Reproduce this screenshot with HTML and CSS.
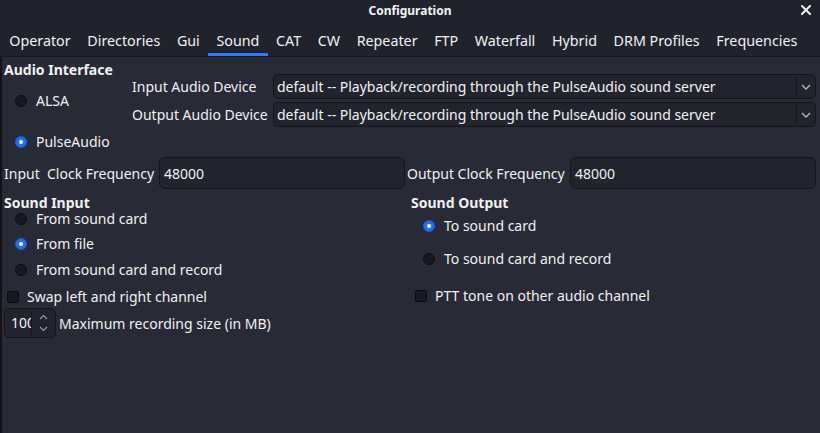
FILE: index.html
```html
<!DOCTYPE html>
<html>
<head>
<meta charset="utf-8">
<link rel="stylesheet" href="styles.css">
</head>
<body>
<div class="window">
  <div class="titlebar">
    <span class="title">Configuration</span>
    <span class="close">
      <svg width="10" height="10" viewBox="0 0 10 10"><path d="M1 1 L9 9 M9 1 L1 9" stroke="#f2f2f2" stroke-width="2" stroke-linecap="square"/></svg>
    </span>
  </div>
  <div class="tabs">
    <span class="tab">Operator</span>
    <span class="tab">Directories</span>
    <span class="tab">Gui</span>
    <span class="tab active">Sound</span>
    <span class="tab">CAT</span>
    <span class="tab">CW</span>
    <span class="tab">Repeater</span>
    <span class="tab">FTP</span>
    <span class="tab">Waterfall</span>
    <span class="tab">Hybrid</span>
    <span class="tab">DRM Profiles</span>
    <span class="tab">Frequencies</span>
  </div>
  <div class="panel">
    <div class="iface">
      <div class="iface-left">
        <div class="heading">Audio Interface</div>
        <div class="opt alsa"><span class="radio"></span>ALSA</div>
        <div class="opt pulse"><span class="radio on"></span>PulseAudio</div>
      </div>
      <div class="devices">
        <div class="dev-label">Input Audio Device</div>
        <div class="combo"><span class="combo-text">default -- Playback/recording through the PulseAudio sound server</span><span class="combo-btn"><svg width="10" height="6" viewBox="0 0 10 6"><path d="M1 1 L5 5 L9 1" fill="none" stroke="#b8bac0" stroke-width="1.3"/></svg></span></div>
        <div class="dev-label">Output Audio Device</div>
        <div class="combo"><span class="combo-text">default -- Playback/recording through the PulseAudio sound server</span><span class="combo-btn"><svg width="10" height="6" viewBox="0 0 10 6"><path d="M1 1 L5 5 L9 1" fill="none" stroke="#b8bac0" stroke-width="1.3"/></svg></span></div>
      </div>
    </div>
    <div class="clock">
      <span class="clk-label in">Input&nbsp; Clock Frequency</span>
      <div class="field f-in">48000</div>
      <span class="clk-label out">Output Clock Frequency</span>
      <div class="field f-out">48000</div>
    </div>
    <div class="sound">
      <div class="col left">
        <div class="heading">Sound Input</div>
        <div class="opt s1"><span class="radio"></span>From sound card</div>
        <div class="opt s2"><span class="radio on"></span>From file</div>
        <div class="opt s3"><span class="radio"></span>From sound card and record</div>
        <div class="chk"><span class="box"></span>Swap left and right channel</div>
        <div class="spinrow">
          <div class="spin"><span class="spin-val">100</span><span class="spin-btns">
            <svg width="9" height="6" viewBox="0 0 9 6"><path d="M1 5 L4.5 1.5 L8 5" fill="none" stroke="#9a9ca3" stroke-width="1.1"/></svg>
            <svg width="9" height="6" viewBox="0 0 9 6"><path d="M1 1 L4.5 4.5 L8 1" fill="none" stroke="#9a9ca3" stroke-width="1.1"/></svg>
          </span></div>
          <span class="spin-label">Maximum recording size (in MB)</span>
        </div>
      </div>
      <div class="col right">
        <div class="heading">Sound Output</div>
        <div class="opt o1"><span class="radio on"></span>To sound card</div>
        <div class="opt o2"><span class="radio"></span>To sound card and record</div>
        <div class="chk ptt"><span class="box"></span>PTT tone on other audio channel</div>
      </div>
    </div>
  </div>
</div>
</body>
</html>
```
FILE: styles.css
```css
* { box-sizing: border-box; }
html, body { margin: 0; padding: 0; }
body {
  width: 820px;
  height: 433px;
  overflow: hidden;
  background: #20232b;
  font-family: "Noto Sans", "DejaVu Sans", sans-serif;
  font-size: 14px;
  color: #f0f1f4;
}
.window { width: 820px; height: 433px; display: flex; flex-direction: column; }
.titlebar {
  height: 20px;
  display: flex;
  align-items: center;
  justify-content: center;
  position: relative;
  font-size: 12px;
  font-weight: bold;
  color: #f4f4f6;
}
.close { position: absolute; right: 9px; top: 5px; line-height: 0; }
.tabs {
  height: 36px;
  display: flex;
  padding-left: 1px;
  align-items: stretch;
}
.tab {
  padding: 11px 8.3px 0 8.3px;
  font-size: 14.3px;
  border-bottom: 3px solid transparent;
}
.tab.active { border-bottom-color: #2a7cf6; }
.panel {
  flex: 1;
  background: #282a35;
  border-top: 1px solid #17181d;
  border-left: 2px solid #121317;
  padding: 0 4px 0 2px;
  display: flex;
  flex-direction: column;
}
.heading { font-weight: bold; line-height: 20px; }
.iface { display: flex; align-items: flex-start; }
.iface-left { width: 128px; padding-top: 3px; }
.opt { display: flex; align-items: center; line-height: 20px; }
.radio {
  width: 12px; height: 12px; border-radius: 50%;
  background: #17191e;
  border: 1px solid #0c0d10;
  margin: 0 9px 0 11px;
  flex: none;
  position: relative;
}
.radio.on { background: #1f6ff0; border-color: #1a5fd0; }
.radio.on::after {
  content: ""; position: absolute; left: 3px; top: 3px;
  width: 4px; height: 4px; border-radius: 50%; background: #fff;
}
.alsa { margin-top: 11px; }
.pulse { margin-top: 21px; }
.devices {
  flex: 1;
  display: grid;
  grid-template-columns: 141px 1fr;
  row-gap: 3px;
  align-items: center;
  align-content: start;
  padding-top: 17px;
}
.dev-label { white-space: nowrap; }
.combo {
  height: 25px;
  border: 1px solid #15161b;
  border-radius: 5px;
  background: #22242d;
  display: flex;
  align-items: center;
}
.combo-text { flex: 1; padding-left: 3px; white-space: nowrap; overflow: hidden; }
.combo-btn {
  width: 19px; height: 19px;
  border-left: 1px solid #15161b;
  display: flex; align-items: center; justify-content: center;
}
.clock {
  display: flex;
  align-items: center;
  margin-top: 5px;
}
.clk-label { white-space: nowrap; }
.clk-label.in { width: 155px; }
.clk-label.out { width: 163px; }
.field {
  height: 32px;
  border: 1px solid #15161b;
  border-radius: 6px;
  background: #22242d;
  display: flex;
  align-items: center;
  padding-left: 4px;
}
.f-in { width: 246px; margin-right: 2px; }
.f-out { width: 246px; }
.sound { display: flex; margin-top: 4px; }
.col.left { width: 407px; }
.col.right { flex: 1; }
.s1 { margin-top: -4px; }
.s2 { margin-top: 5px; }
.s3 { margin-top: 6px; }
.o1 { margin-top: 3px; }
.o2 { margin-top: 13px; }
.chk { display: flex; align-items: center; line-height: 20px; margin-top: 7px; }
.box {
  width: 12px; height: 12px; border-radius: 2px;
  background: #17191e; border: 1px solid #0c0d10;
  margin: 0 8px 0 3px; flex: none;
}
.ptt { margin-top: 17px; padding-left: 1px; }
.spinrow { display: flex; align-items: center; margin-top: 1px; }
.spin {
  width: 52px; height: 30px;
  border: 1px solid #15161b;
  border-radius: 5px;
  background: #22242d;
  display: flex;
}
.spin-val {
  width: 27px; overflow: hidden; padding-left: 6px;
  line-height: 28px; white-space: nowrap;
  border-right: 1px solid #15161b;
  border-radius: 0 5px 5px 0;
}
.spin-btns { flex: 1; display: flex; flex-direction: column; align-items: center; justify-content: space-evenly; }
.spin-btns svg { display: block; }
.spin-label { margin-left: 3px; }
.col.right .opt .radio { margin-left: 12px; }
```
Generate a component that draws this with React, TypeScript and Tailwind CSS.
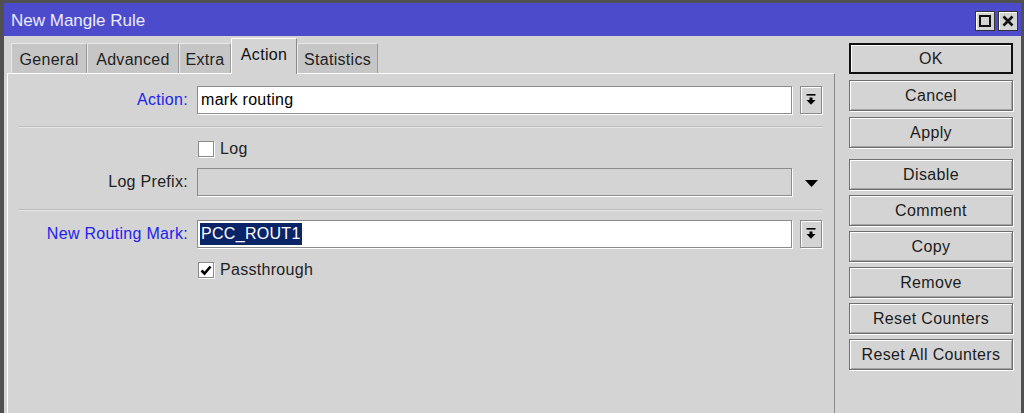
++++++
→ EXERCISE DETAILS: Write out each entry exactly as given, but skip the pictures.

→ RESULT:
Reproduce this screenshot with HTML and CSS.
FILE: index.html
```html
<!DOCTYPE html>
<html>
<head>
<meta charset="utf-8">
<link rel="stylesheet" href="styles.css">
</head>
<body>
<div class="window">
  <div class="titlebar">
    <span class="title">Configuration</span>
    <span class="close">
      <svg width="10" height="10" viewBox="0 0 10 10"><path d="M1 1 L9 9 M9 1 L1 9" stroke="#f2f2f2" stroke-width="2" stroke-linecap="square"/></svg>
    </span>
  </div>
  <div class="tabs">
    <span class="tab">Operator</span>
    <span class="tab">Directories</span>
    <span class="tab">Gui</span>
    <span class="tab active">Sound</span>
    <span class="tab">CAT</span>
    <span class="tab">CW</span>
    <span class="tab">Repeater</span>
    <span class="tab">FTP</span>
    <span class="tab">Waterfall</span>
    <span class="tab">Hybrid</span>
    <span class="tab">DRM Profiles</span>
    <span class="tab">Frequencies</span>
  </div>
  <div class="panel">
    <div class="iface">
      <div class="iface-left">
        <div class="heading">Audio Interface</div>
        <div class="opt alsa"><span class="radio"></span>ALSA</div>
        <div class="opt pulse"><span class="radio on"></span>PulseAudio</div>
      </div>
      <div class="devices">
        <div class="dev-label">Input Audio Device</div>
        <div class="combo"><span class="combo-text">default -- Playback/recording through the PulseAudio sound server</span><span class="combo-btn"><svg width="10" height="6" viewBox="0 0 10 6"><path d="M1 1 L5 5 L9 1" fill="none" stroke="#b8bac0" stroke-width="1.3"/></svg></span></div>
        <div class="dev-label">Output Audio Device</div>
        <div class="combo"><span class="combo-text">default -- Playback/recording through the PulseAudio sound server</span><span class="combo-btn"><svg width="10" height="6" viewBox="0 0 10 6"><path d="M1 1 L5 5 L9 1" fill="none" stroke="#b8bac0" stroke-width="1.3"/></svg></span></div>
      </div>
    </div>
    <div class="clock">
      <span class="clk-label in">Input&nbsp; Clock Frequency</span>
      <div class="field f-in">48000</div>
      <span class="clk-label out">Output Clock Frequency</span>
      <div class="field f-out">48000</div>
    </div>
    <div class="sound">
      <div class="col left">
        <div class="heading">Sound Input</div>
        <div class="opt s1"><span class="radio"></span>From sound card</div>
        <div class="opt s2"><span class="radio on"></span>From file</div>
        <div class="opt s3"><span class="radio"></span>From sound card and record</div>
        <div class="chk"><span class="box"></span>Swap left and right channel</div>
        <div class="spinrow">
          <div class="spin"><span class="spin-val">100</span><span class="spin-btns">
            <svg width="9" height="6" viewBox="0 0 9 6"><path d="M1 5 L4.5 1.5 L8 5" fill="none" stroke="#9a9ca3" stroke-width="1.1"/></svg>
            <svg width="9" height="6" viewBox="0 0 9 6"><path d="M1 1 L4.5 4.5 L8 1" fill="none" stroke="#9a9ca3" stroke-width="1.1"/></svg>
          </span></div>
          <span class="spin-label">Maximum recording size (in MB)</span>
        </div>
      </div>
      <div class="col right">
        <div class="heading">Sound Output</div>
        <div class="opt o1"><span class="radio on"></span>To sound card</div>
        <div class="opt o2"><span class="radio"></span>To sound card and record</div>
        <div class="chk ptt"><span class="box"></span>PTT tone on other audio channel</div>
      </div>
    </div>
  </div>
</div>
</body>
</html>
```
FILE: styles.css
```css
* { box-sizing: border-box; }
html, body { margin: 0; padding: 0; }
body {
  width: 820px;
  height: 433px;
  overflow: hidden;
  background: #20232b;
  font-family: "Noto Sans", "DejaVu Sans", sans-serif;
  font-size: 14px;
  color: #f0f1f4;
}
.window { width: 820px; height: 433px; display: flex; flex-direction: column; }
.titlebar {
  height: 20px;
  display: flex;
  align-items: center;
  justify-content: center;
  position: relative;
  font-size: 12px;
  font-weight: bold;
  color: #f4f4f6;
}
.close { position: absolute; right: 9px; top: 5px; line-height: 0; }
.tabs {
  height: 36px;
  display: flex;
  padding-left: 1px;
  align-items: stretch;
}
.tab {
  padding: 11px 8.3px 0 8.3px;
  font-size: 14.3px;
  border-bottom: 3px solid transparent;
}
.tab.active { border-bottom-color: #2a7cf6; }
.panel {
  flex: 1;
  background: #282a35;
  border-top: 1px solid #17181d;
  border-left: 2px solid #121317;
  padding: 0 4px 0 2px;
  display: flex;
  flex-direction: column;
}
.heading { font-weight: bold; line-height: 20px; }
.iface { display: flex; align-items: flex-start; }
.iface-left { width: 128px; padding-top: 3px; }
.opt { display: flex; align-items: center; line-height: 20px; }
.radio {
  width: 12px; height: 12px; border-radius: 50%;
  background: #17191e;
  border: 1px solid #0c0d10;
  margin: 0 9px 0 11px;
  flex: none;
  position: relative;
}
.radio.on { background: #1f6ff0; border-color: #1a5fd0; }
.radio.on::after {
  content: ""; position: absolute; left: 3px; top: 3px;
  width: 4px; height: 4px; border-radius: 50%; background: #fff;
}
.alsa { margin-top: 11px; }
.pulse { margin-top: 21px; }
.devices {
  flex: 1;
  display: grid;
  grid-template-columns: 141px 1fr;
  row-gap: 3px;
  align-items: center;
  align-content: start;
  padding-top: 17px;
}
.dev-label { white-space: nowrap; }
.combo {
  height: 25px;
  border: 1px solid #15161b;
  border-radius: 5px;
  background: #22242d;
  display: flex;
  align-items: center;
}
.combo-text { flex: 1; padding-left: 3px; white-space: nowrap; overflow: hidden; }
.combo-btn {
  width: 19px; height: 19px;
  border-left: 1px solid #15161b;
  display: flex; align-items: center; justify-content: center;
}
.clock {
  display: flex;
  align-items: center;
  margin-top: 5px;
}
.clk-label { white-space: nowrap; }
.clk-label.in { width: 155px; }
.clk-label.out { width: 163px; }
.field {
  height: 32px;
  border: 1px solid #15161b;
  border-radius: 6px;
  background: #22242d;
  display: flex;
  align-items: center;
  padding-left: 4px;
}
.f-in { width: 246px; margin-right: 2px; }
.f-out { width: 246px; }
.sound { display: flex; margin-top: 4px; }
.col.left { width: 407px; }
.col.right { flex: 1; }
.s1 { margin-top: -4px; }
.s2 { margin-top: 5px; }
.s3 { margin-top: 6px; }
.o1 { margin-top: 3px; }
.o2 { margin-top: 13px; }
.chk { display: flex; align-items: center; line-height: 20px; margin-top: 7px; }
.box {
  width: 12px; height: 12px; border-radius: 2px;
  background: #17191e; border: 1px solid #0c0d10;
  margin: 0 8px 0 3px; flex: none;
}
.ptt { margin-top: 17px; padding-left: 1px; }
.spinrow { display: flex; align-items: center; margin-top: 1px; }
.spin {
  width: 52px; height: 30px;
  border: 1px solid #15161b;
  border-radius: 5px;
  background: #22242d;
  display: flex;
}
.spin-val {
  width: 27px; overflow: hidden; padding-left: 6px;
  line-height: 28px; white-space: nowrap;
  border-right: 1px solid #15161b;
  border-radius: 0 5px 5px 0;
}
.spin-btns { flex: 1; display: flex; flex-direction: column; align-items: center; justify-content: space-evenly; }
.spin-btns svg { display: block; }
.spin-label { margin-left: 3px; }
.col.right .opt .radio { margin-left: 12px; }
```
Generate a component that draws this with React, TypeScript and Tailwind CSS.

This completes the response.